Below is a list of the aspects of employment covered by law:
Health and safety
Redundancy and dismissal
Union rights and consultation
Below is a list of the main features of current employment legislation
Employment Act 1996
Equalities and Discrimination laws
Employment Act 2008
Health and safety legislation at work Act 1974
Why do legislation relating to employment exists?
The reason employment law exist is to stop the exploitation of workers by their employers, and to ensure that the employees rights are being followed. If these law didn’t exists them employer would be took advantage of and may not be treated correctly and fairly. The laws cover all aspects that could arise, weither this involves age, gender, disability. The laws protect employees from unfair bosses. if there wasn’t laws then there would be no rules, and companies could do whatever they want. These legislation are also in place to support employers.
Below are sources and types of information and advice available in relation to employment responsibilities and rights:
There are many places you can get information from these could include:
•Citizens Advice Bureau
Describe the terms and conditions of own contract of employment
My contract of employment covers Job Location, as regards to where I am based in my employment. A job description, which describes the duties and responsibilities of my role as a care assistant , Probationary period, this confirms length of probationary period which is 3 month then a full contract will be offered , it will include what is expected of me within that period and also what happens at the end of the probationary period. A description of how much I will be paid, any possible pay raises dependant on gaining certain qualifications. Payroll procedures, this describes how I will be paid, how often and when I will be paid, pay slip information, about the company’s rights to make deductions if over paid or if you left and owed holiday/money for training or CRB.
It will also include information about Hours, this is information on hours I am expected to do and break entitlements. It will describe my holiday entitlement, how to book it and when the leave year commences and ends. It will also include information on length of notice needed to terminate employment by myself or company. It includes information on training states that I am required to attend mandatory training and about the possibilities of further training. Sickness arrangements, details the procedure to follow if I am ill and statutory sick pay entitlements. Confidentiality is included explain the need for confidentiality due to sensitive nature of the business whilst working and after leaving. Data protection, informs of the need for the company to hold personal information on you.
Describe the information shown on our own pay statement
There is a lot of information shown on your pay statement, the amount of wage before any deduction (gross wage) and also your wage after deductions, the amount of tax and national insurance you have paid, your pay statement will also include your national insurance number, your tax code, your pay rate and also any additional information regarding your pay for example sick pay, holiday pay and over time.
The procedure to follow in event of a grievance
When you have a grievance, you should write to your employer giving them details of your grievance.

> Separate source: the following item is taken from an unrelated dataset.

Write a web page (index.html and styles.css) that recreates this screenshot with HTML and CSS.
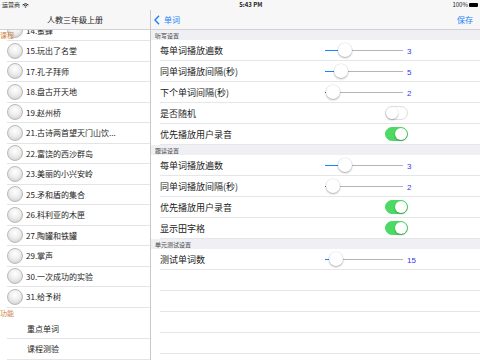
FILE: index.html
```html
<!DOCTYPE html>
<html lang="zh-CN">
<head>
  <meta charset="UTF-8">
  <title>单词设置</title>
  <link rel="stylesheet" href="styles.css">
</head>
<body>
  <div class="status">
    <span class="carrier">运营商
      <svg width="7" height="5" viewBox="0 0 14 10"><path d="M1 4 Q7 -2 13 4" fill="none" stroke="#000" stroke-width="1.6"/><path d="M3.5 6 Q7 2.5 10.5 6" fill="none" stroke="#000" stroke-width="1.6"/><path d="M7 9.5 L5.3 7.8 Q7 6.4 8.7 7.8 Z" fill="#000"/></svg>
    </span>
    <span class="time">5:43 PM</span>
    <span class="battery">100% <i class="batt"></i></span>
  </div>
  <div class="split">
    <div class="master">
      <div class="nav nav-title">人教三年级上册</div>
      <div class="list">
        <span class="sect-label">课程</span>
        <div class="row clipped"><div class="row-in"><i class="dot"></i>14.蜜蜂</div></div>
        <div class="row"><i class="dot"></i>15.玩出了名堂</div>
        <div class="row"><i class="dot"></i>17.孔子拜师</div>
        <div class="row"><i class="dot"></i>18.盘古开天地</div>
        <div class="row"><i class="dot"></i>19.赵州桥</div>
        <div class="row"><i class="dot"></i>21.古诗两首望天门山饮...</div>
        <div class="row"><i class="dot"></i>22.富饶的西沙群岛</div>
        <div class="row"><i class="dot"></i>23.美丽的小兴安岭</div>
        <div class="row"><i class="dot"></i>25.矛和盾的集合</div>
        <div class="row"><i class="dot"></i>26.科利亚的木匣</div>
        <div class="row"><i class="dot"></i>27.陶罐和铁罐</div>
        <div class="row"><i class="dot"></i>29.掌声</div>
        <div class="row"><i class="dot"></i>30.一次成功的实验</div>
        <div class="row"><i class="dot"></i>31.给予树</div>
        <div class="group-head">功能</div>
        <div class="row plain">重点单词</div>
        <div class="row plain">课程测验</div>
      </div>
    </div>
    <div class="detail">
      <div class="nav nav-bar">
        <span class="back">
          <svg width="6" height="10" viewBox="0 0 6 10"><path d="M5 0.8 L1 5 L5 9.2" fill="none" stroke="#1a82fb" stroke-width="1.4"/></svg>
          单词
        </span>
        <span class="save">保存</span>
      </div>

      <div class="sect">听写设置</div>
      <div class="set">
        <span>每单词播放遍数</span>
        <div class="slider"><b class="fill" style="width:20px"></b><b class="thumb" style="left:20px"></b></div>
        <span class="val">3</span>
      </div>
      <div class="set">
        <span>同单词播放间隔(秒)</span>
        <div class="slider"><b class="fill" style="width:16px"></b><b class="thumb" style="left:16px"></b></div>
        <span class="val">5</span>
      </div>
      <div class="set">
        <span>下个单词间隔(秒)</span>
        <div class="slider"><b class="fill" style="width:8px"></b><b class="thumb" style="left:8px"></b></div>
        <span class="val">2</span>
      </div>
      <div class="set">
        <span>是否随机</span>
        <i class="toggle"></i>
      </div>
      <div class="set">
        <span>优先播放用户录音</span>
        <i class="toggle on"></i>
      </div>

      <div class="sect">跟读设置</div>
      <div class="set">
        <span>每单词播放遍数</span>
        <div class="slider"><b class="fill" style="width:20px"></b><b class="thumb" style="left:20px"></b></div>
        <span class="val">3</span>
      </div>
      <div class="set">
        <span>同单词播放间隔(秒)</span>
        <div class="slider"><b class="fill" style="width:8px"></b><b class="thumb" style="left:8px"></b></div>
        <span class="val">2</span>
      </div>
      <div class="set">
        <span>优先播放用户录音</span>
        <i class="toggle on"></i>
      </div>
      <div class="set">
        <span>显示田字格</span>
        <i class="toggle on"></i>
      </div>

      <div class="sect">单元测试设置</div>
      <div class="set">
        <span>测试单词数</span>
        <div class="slider"><b class="fill" style="width:11px"></b><b class="thumb" style="left:11px"></b></div>
        <span class="val">15</span>
      </div>
      <div class="set"></div>
      <div class="set"></div>
      <div class="set"></div>
      <div class="set"></div>
    </div>
  </div>
</body>
</html>
```

FILE: styles.css
```css
body {
  margin: 0;
  width: 480px;
  height: 360px;
  overflow: hidden;
  background: #fff;
  color: #222;
  font-family: "Noto Sans CJK SC", "Noto Sans", sans-serif;
}
.status {
  height: 10px;
  background: #f7f7f7;
  display: flex;
  justify-content: space-between;
  align-items: center;
  padding: 0 2px;
  font-size: 6px;
  line-height: 10px;
}
.carrier {
  display: flex;
  align-items: center;
  gap: 2px;
}
.time {
  font-weight: bold;
  margin-left: 20px;
}
.battery {
  display: flex;
  align-items: center;
  gap: 1px;
}
.batt {
  width: 9px;
  height: 4px;
  background: #000;
  border-radius: 1px;
}
.split {
  display: flex;
  height: 350px;
}
.master {
  width: 150px;
  border-right: 1px solid #c8c7cc;
}
.detail {
  flex: 1;
}
.nav {
  height: 19px;
  background: #f7f7f7;
  border-bottom: 1px solid #d2d2d6;
  font-size: 8px;
}
.nav-title {
  display: flex;
  justify-content: center;
  align-items: center;
}
.nav-bar {
  display: flex;
  justify-content: space-between;
  align-items: center;
  padding: 0 7px 0 3px;
  color: #1a82fb;
}
.back {
  display: flex;
  align-items: center;
  gap: 4px;
}
.list {
  position: relative;
  height: 330px;
  overflow: hidden;
}
.sect-label {
  position: absolute;
  top: 1px;
  left: 0;
  font-size: 7px;
  line-height: 8px;
  color: #d0844a;
}
.row {
  height: 20.5px;
  box-sizing: border-box;
  margin-left: 7px;
  border-bottom: 1px solid #e4e4e6;
  display: flex;
  align-items: center;
  gap: 3px;
  font-size: 8px;
  white-space: nowrap;
}
.row.clipped {
  height: 11px;
  overflow: hidden;
  align-items: flex-end;
}
.row-in {
  height: 19.5px;
  flex-shrink: 0;
  display: flex;
  align-items: center;
  gap: 3px;
}
.row.plain {
  padding-left: 20px;
}
.dot {
  width: 14px;
  height: 14px;
  border-radius: 50%;
  border: 1px solid #b9b9b9;
  background: radial-gradient(circle at 50% 35%, #ffffff 0%, #eeeeee 45%, #c8c8c8 100%);
  flex-shrink: 0;
}
.group-head {
  height: 11px;
  font-size: 7px;
  line-height: 11px;
  color: #d0844a;
}
.sect {
  height: 10px;
  background: #efeff4;
  padding-left: 4px;
  font-size: 6px;
  line-height: 11px;
  color: #444;
}
.set {
  height: 21px;
  box-sizing: border-box;
  margin-left: 9px;
  border-bottom: 1px solid #e6e6e8;
  display: grid;
  grid-template-columns: 165px 78px auto;
  align-items: center;
  font-size: 9px;
}
.slider {
  position: relative;
  height: 14px;
  background: linear-gradient(#b5b5b5, #b5b5b5) 0 50% / 100% 1px no-repeat;
}
.fill {
  position: absolute;
  left: 0;
  top: 6.5px;
  height: 1px;
  background: #1a82fb;
}
.thumb {
  position: absolute;
  top: 0;
  width: 14px;
  height: 14px;
  margin-left: -7px;
  border-radius: 50%;
  background: #fff;
  box-shadow: 0 1px 2px rgba(0, 0, 0, 0.3), 0 0 0 0.5px rgba(0, 0, 0, 0.08);
}
.val {
  margin-left: 4px;
  padding-top: 2px;
  font-size: 8px;
  color: #3535ee;
  font-family: "Liberation Sans", sans-serif;
}
.toggle {
  grid-column: 2;
  justify-self: end;
  margin-right: -5px;
  width: 23px;
  height: 14px;
  box-sizing: border-box;
  border-radius: 7px;
  border: 1px solid #dedede;
  background: #fff;
  display: flex;
  align-items: center;
}
.toggle::after {
  content: "";
  width: 12px;
  height: 12px;
  border-radius: 50%;
  background: #fff;
  box-shadow: 0 1px 2px rgba(0, 0, 0, 0.3);
}
.toggle.on {
  background: #4cd964;
  border-color: #4cd964;
  justify-content: flex-end;
}
```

Include in your letter how you would like your employer to resolve the problem. Date the letter and keep a copy for yourself. Your employer should arrange an initial meeting to discuss your grievance. The main purpose of the meeting should be to establish the facts and find a way to resolve the problem. You have a legal right to take a representative to the meeting with you. To exercise this right, you must make a request to your employer that someone comes with you. Your representative could be, a colleague, union official, or solicitor. After the meeting your employer should, without unreasonable delay, write to you with their decision. They should set out, where appropriate, what action they intend to take to resolve the grievance.
Identify the personal information that must be kept up to date with own employer
There are several things that must be kept up to date with your employer
• next of kin
• contact number
• Education and qualifications
List the types of information that are held on your personal record and say why you think they are needed
Data an employer can keep about an employee includes:
Date of birth
Education and qualifications
National Insurance number
Details of any known disability
Emergency contact details
They will also keep details about an employee such as:
Employment history with the organisation
Employment terms and conditions
Any accidents connected with work
Any training taken
Any disciplinary action
Who should you inform if you are changing your personal details?
You should always keep your employer informed of any changes in your personal details so that their records are up to date and correct, if you have a change in personal details you should inform your manager as soon as possible so that they information they have for you is correct, this is very important in case of an emergency.
How should your records be stored and who has a right to see them?
Your personal records should be stored safely and securely they should be locked away so that no one can read them, if they are stored on a computer the computer should be password protected. Only your employer and yourself have a right to see your personal records unless you give permission for other people to see them.
Explain agreed ways of working with employer
The agreed ways of working are the codes and policies provided by the employer for the care worker to follow these will include legislation, codes of conducts and employer’s policies and procedures that all care workers should follow when working in a care home setting. It is the responsibility of the care workers to work within the policy guidelines provided and also to ensuring that they are working at the standard expected of them, it is a legal requirement to follow policies and procedures.